I was not entirely sure what to expect the first time I read Bad Feminist by Roxane Gay. I was around sixteen, wanting to explore beyond teenage fiction like the books of Rainbow Rowell and John Green. I was browsing outside the “Young Adults” section of Indigo when I came across Bad Feminist. Gay’s intelligent and raunchy humour is incredibly gripping—I was immediately hooked. The book jokes about all of the embarrassing milestones women experience, alongside an intimate look into Gay’s adolescent life. If you enjoy non-fiction memoirs about sex, love, money, family, and all around shit shows, I suggest Bad Feminist!

Name/Position: Sam Jabri-Pickett, Junior Masthead 

Recommendation: The Black Count, Tom Reiss, Penguin Random House

Where to find it: 

It wasn’t the “Winner of the Pulitzer Prize” label or the reference to The Count of Monte Cristo that caught my eye in a Vienna bookstore 10 years ago—it was the Black man on the cover.

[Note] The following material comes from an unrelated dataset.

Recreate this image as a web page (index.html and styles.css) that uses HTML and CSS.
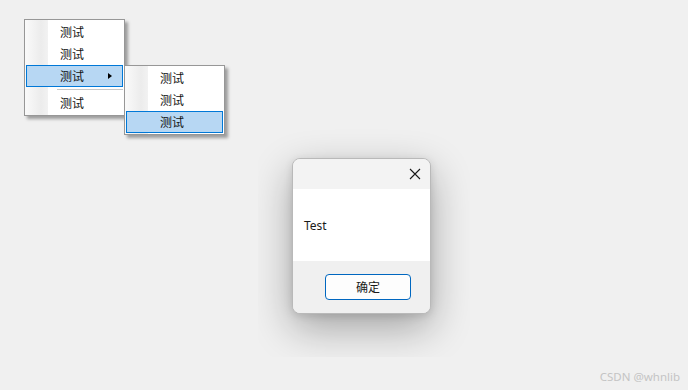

Thomas-Alexandre Dumas was the inspiration for well-known novels like The Three Musketeers, and it would take another 200 years for a person of African descent to reach a military rank of his renown again. Reiss redeems his reputation, reminding the world of his forgotten legacy. The Black Count resembles a Krakauer adventure tale rather than a stale piece of history. Through triumph, tragedy, and revolution, The Black Count will give you a sense of what it means to be a hero and how France, Europe, and the world, are far from finished reckoning with anti-Black racism and the legacy of slavery.